Below are some records. Say in a single number how many of their lines include the word "component".

MATERIAL SHOWN:
# # # #

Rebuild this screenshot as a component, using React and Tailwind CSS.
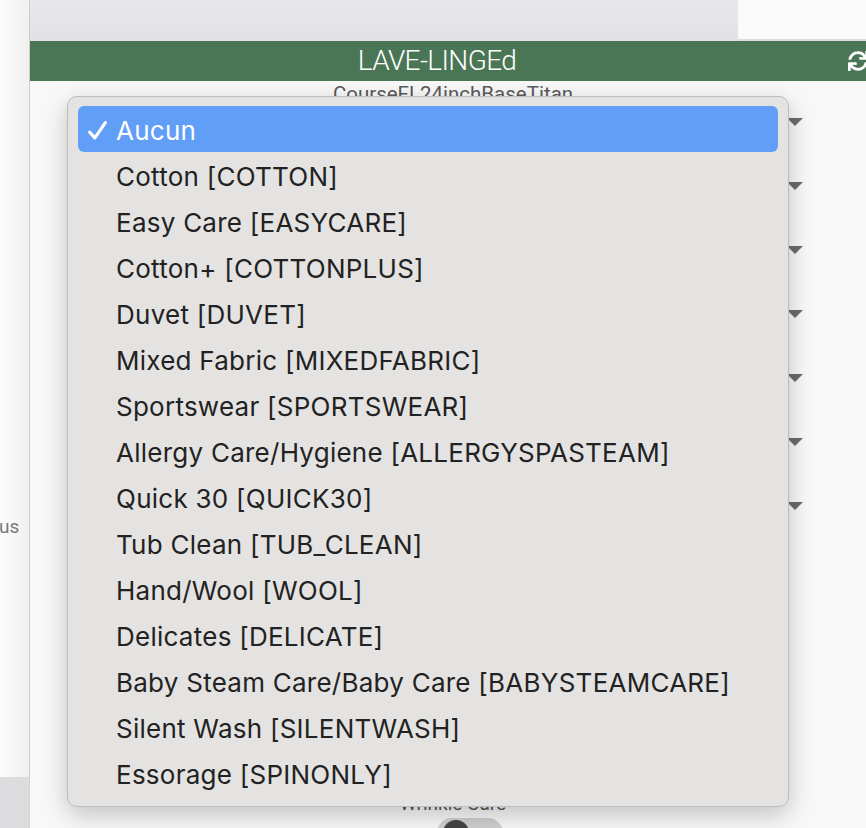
import { FaSync } from 'react-icons/fa';

const programmes = [
  'Aucun',
  'Cotton [COTTON]',
  'Easy Care [EASYCARE]',
  'Cotton+ [COTTONPLUS]',
  'Duvet [DUVET]',
  'Mixed Fabric [MIXEDFABRIC]',
  'Sportswear [SPORTSWEAR]',
  'Allergy Care/Hygiene [ALLERGYSPASTEAM]',
  'Quick 30 [QUICK30]',
  'Tub Clean [TUB_CLEAN]',
  'Hand/Wool [WOOL]',
  'Delicates [DELICATE]',
  'Baby Steam Care/Baby Care [BABYSTEAMCARE]',
  'Silent Wash [SILENTWASH]',
  'Essorage [SPINONLY]',
];

function Caret() {
  return (
    <svg width="16" height="8" viewBox="0 0 16 8" className="block">
      <path d="M0 0 H16 L8 8 Z" fill="#6b6b6b" />
    </svg>
  );
}

function Check() {
  return (
    <svg width="21" height="21" viewBox="0 0 20 20" className="block">
      <path d="M2.5 11.5 L7.5 17 L17.5 2.5" fill="none" stroke="white" strokeWidth="3" strokeLinecap="round" strokeLinejoin="round" />
    </svg>
  );
}

export default function App() {
  const selected = 0;

  return (
    <div
      className="relative flex w-[866px] h-[828px] overflow-hidden bg-[#f4f4f4]"
      style={{ fontFamily: 'Roboto, "Noto Sans", sans-serif' }}
    >
      {/* left sidebar of the other window */}
      <div className="w-[30px] flex flex-col shrink-0 border-r border-[#d4d4d6]">
        <div className="h-[777px] bg-gradient-to-r from-[#fdfdfd] to-[#f0f0f0] pt-[514px] shadow-[0_2px_3px_rgba(0,0,0,0.08)]">
          <div className="text-[19px] text-[#7a7a7a] leading-[26px] -ml-[1px]">us</div>
        </div>
        <div className="flex-1 bg-[#dcdcde]" />
      </div>

      {/* main panel */}
      <div className="flex-1 flex flex-col">
        <div className="h-[41px] flex shrink-0">
          <div className="w-[708px] bg-gradient-to-b from-[#e8e8ea] to-[#e2e2e4]" />
          <div className="flex-1 bg-[#fafafa] border-b-2 border-[#dedede]" />
        </div>

        <div className="h-[40px] bg-[#4a7656] flex items-center justify-center relative shrink-0 pr-[22px]">
          <span className="text-white text-[28px] font-light tracking-[-0.6px] leading-none">
            LAVE-LINGEd
          </span>
          <FaSync className="absolute left-[818px] top-[10px] text-white" size={20} />
        </div>

        <div className="flex-1 bg-[#f8f8f8] flex flex-col">
          <div className="text-center text-[20.5px] text-[#5a5a5a] leading-[26px] pl-[10px]">
            CourseFL24inchBaseTitan
          </div>
          <div className="flex flex-col items-end pr-[63px] -mt-[17px]">
            {Array.from({ length: 7 }).map((_, i) => (
              <div key={i} className="h-[64px] flex items-center">
                <Caret />
              </div>
            ))}
          </div>
          <div className="mt-auto flex flex-col items-center pl-[10px]">
            <div className="text-[19px] text-[#555] leading-[22px]">Wrinkle Care</div>
            <div className="w-[66px] h-[30px] rounded-full bg-[#cfcfcf] mt-[3px] ml-[34px] flex items-center px-[6px] -mb-[20px]">
              <div className="w-[26px] h-[26px] rounded-full bg-[#454545]" />
            </div>
          </div>
        </div>
      </div>

      {/* open select menu */}
      <div
        className="absolute left-[67px] top-[96px] w-[722px] h-[711px] bg-[#e4e3e1] border border-[#bdbdbd] rounded-[10px] shadow-[0_8px_24px_rgba(0,0,0,0.22)] px-[10px] py-[9px]"
        style={{ fontFamily: '"Inter", "Helvetica Neue", sans-serif' }}
      >
        {programmes.map((p, i) => (
          <div
            key={p}
            className={
              i === selected
                ? 'h-[46px] flex items-center rounded-[6px] bg-[#619ef8] text-white pt-[3px]'
                : 'h-[46px] flex items-center text-[#222] pt-[3px]'
            }
          >
            <span className="w-[38px] pl-[9px]">{i === selected ? <Check /> : null}</span>
            <span className="text-[26px] tracking-[0.25px] leading-none">{p}</span>
          </div>
        ))}
      </div>
    </div>
  );
}
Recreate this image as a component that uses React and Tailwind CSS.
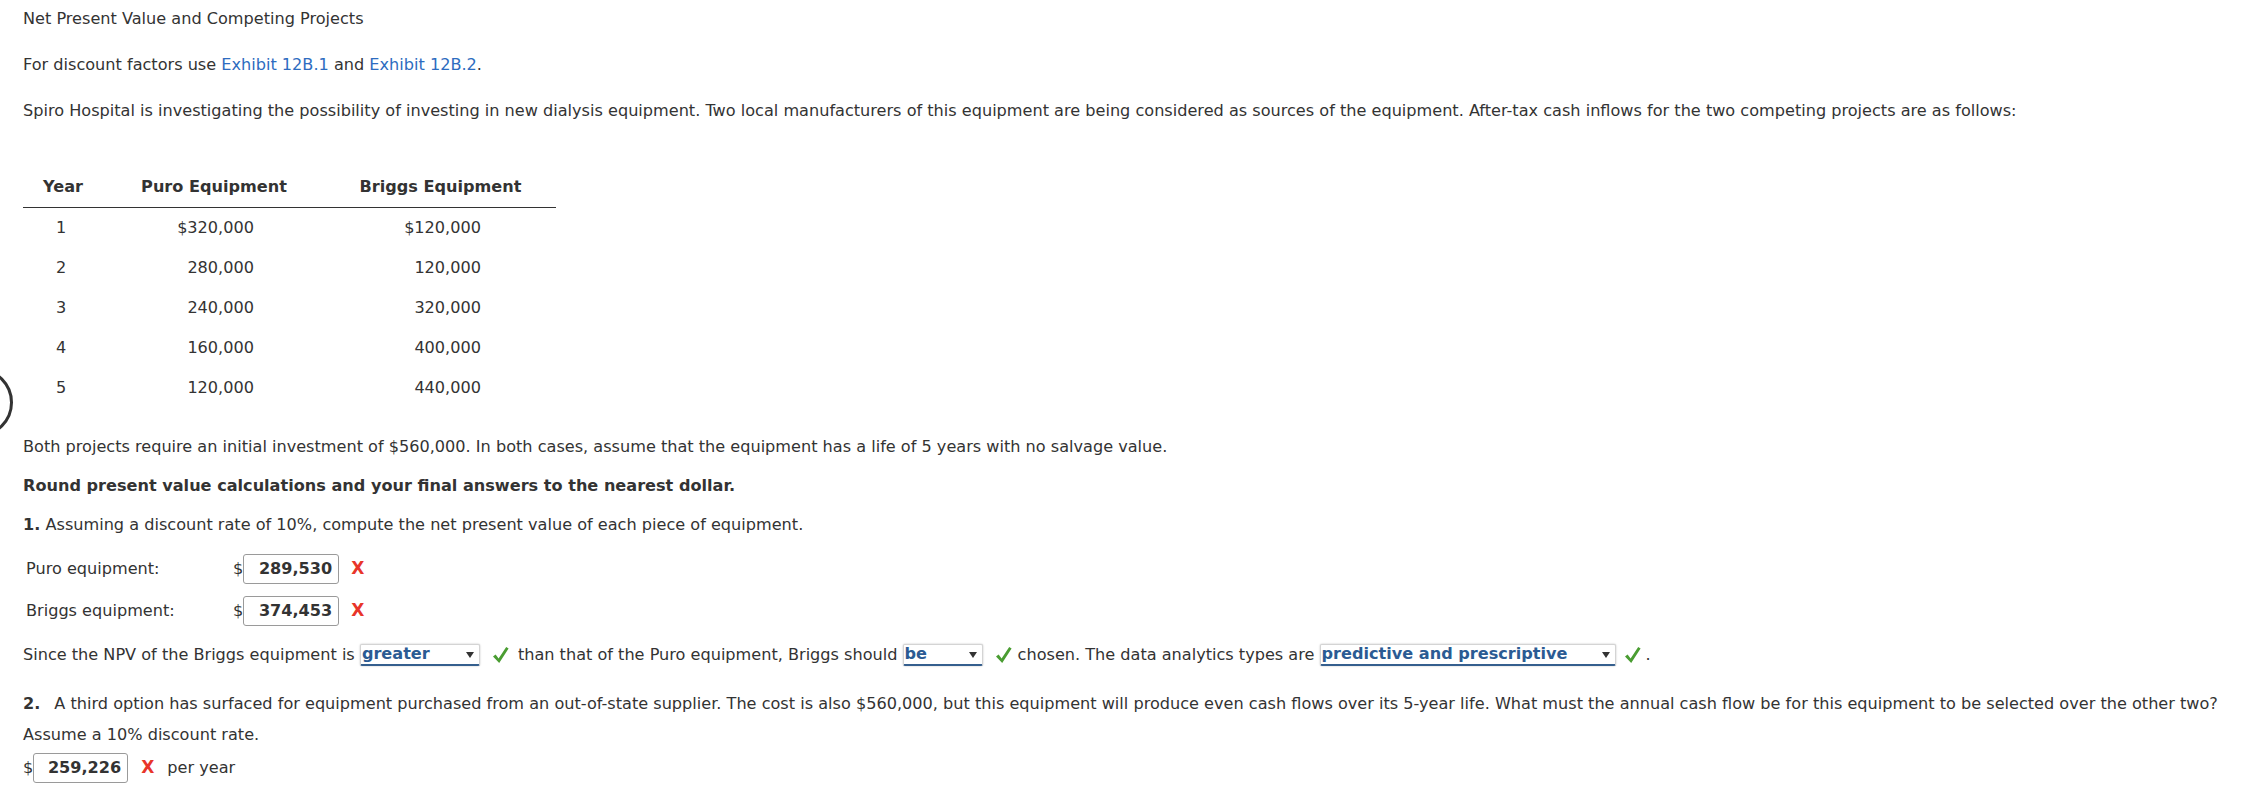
import React from "react";

function Check() {
  return (
    <svg width="17" height="18" viewBox="0 0 17 18" className="shrink-0">
      <path d="M1 10.5 L3.6 8.6 L6.6 12.6 L14.2 1 L16.6 2.6 L7.2 17 Z" fill="#4a9d32" />
    </svg>
  );
}

function Cross() {
  return <span className="font-bold text-[#e8352a] text-[17px] leading-none">X</span>;
}

function Dropdown({ value, width }) {
  return (
    <span
      className="inline-flex items-center justify-between h-[22px] border border-[#d4d4d4] border-b-2 border-b-[#355f8e] rounded-[2px] shadow-[0_0_2px_rgba(0,0,0,0.25)] bg-white pl-[1px] pr-[5px] align-middle"
      style={{ width }}
    >
      <span className="font-bold text-[#2b5b93] leading-none">{value}</span>
      <svg width="8" height="6" viewBox="0 0 8 6">
        <path d="M0 0 L8 0 L4 6 Z" fill="#333" />
      </svg>
    </span>
  );
}

function AnswerBox({ value, width }) {
  return (
    <span
      className="inline-flex items-center justify-end h-[30px] border border-[#9a9a9a] rounded-[3px] bg-white pr-[6px] font-bold text-[#333]"
      style={{ width }}
    >
      {value}
    </span>
  );
}

const rows = [
  ["1", "$320,000", "$120,000"],
  ["2", "280,000", "120,000"],
  ["3", "240,000", "320,000"],
  ["4", "160,000", "400,000"],
  ["5", "120,000", "440,000"],
];

export default function App() {
  return (
    <div className="relative w-[2242px] h-[792px] overflow-hidden bg-white text-[#333] text-[16.13px] font-['DejaVu_Sans',sans-serif]">
      <div className="absolute left-[-56px] top-[368px] w-[69px] h-[69px] rounded-full border-[3px] border-[#333]" />
      <div className="pl-[23px] pt-[7px]">
        <div className="leading-6">Net Present Value and Competing Projects</div>
        <div className="leading-6 mt-[22px]">
          For discount factors use <span className="text-[#2d6cc0]">Exhibit 12B.1</span> and{" "}
          <span className="text-[#2d6cc0]">Exhibit 12B.2</span>.
        </div>
        <div className="leading-6 mt-[22px]">
          Spiro Hospital is investigating the possibility of investing in new dialysis equipment. Two local manufacturers of this equipment are being considered as sources of the equipment. After-tax cash inflows for the two competing projects are as follows:
        </div>

        <div className="mt-[45px] w-[533px]">
          <div className="grid grid-cols-[80px_222px_231px] h-[40px] items-center border-b-[1.5px] border-[#333] font-bold">
            <div className="text-center">Year</div>
            <div className="text-center">Puro Equipment</div>
            <div className="text-center">Briggs Equipment</div>
          </div>
          {rows.map((r) => (
            <div key={r[0]} className="grid grid-cols-[80px_222px_231px] h-[40px] items-center">
              <div className="text-center pr-[4px]">{r[0]}</div>
              <div className="text-right pr-[71px]">{r[1]}</div>
              <div className="text-right pr-[75px]">{r[2]}</div>
            </div>
          ))}
        </div>

        <div className="leading-6 mt-[27px]">
          Both projects require an initial investment of $560,000. In both cases, assume that the equipment has a life of 5 years with no salvage value.
        </div>
        <div className="leading-6 mt-[15px] font-bold">
          Round present value calculations and your final answers to the nearest dollar.
        </div>
        <div className="leading-6 mt-[15px]">
          <span className="font-bold">1.</span> Assuming a discount rate of 10%, compute the net present value of each piece of equipment.
        </div>

        <div className="flex items-center h-[30px] mt-[17px]">
          <span className="w-[210px] pl-[3px]">Puro equipment:</span>
          <span>$</span>
          <AnswerBox value="289,530" width={96} />
          <span className="ml-[12px]"><Cross /></span>
        </div>
        <div className="flex items-center h-[30px] mt-[12px]">
          <span className="w-[210px] pl-[3px]">Briggs equipment:</span>
          <span>$</span>
          <AnswerBox value="374,453" width={96} />
          <span className="ml-[12px]"><Cross /></span>
        </div>

        <div className="flex items-center h-[30px] mt-[14px] whitespace-pre">
          <span>Since the NPV of the Briggs equipment is </span>
          <Dropdown value="greater" width={120} />
          <span className="ml-[12px]"><Check /></span>
          <span className="ml-[9px]">than that of the Puro equipment, Briggs should </span>
          <Dropdown value="be" width={80} />
          <span className="ml-[12px]"><Check /></span>
          <span className="ml-[6px]">chosen. The data analytics types are </span>
          <Dropdown value="predictive and prescriptive" width={296} />
          <span className="ml-[8px]"><Check /></span>
          <span className="ml-[5px]">.</span>
        </div>

        <div className="leading-6 mt-[22px] whitespace-nowrap">
          <span className="font-bold">2.</span>
          <span className="ml-[14px]">A third option has surfaced for equipment purchased from an out-of-state supplier. The cost is also $560,000, but this equipment will produce even cash flows over its 5-year life. What must the annual cash flow be for this equipment to be selected over the other two?</span>
        </div>
        <div className="leading-6 mt-[7px]">Assume a 10% discount rate.</div>
        <div className="flex items-center h-[30px] mt-[6px]">
          <span>$</span>
          <AnswerBox value="259,226" width={95} />
          <span className="ml-[13px]"><Cross /></span>
          <span className="ml-[13px]">per year</span>
        </div>
      </div>
    </div>
  );
}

# # # #

ANSWER TO THIS PROBLEM:
2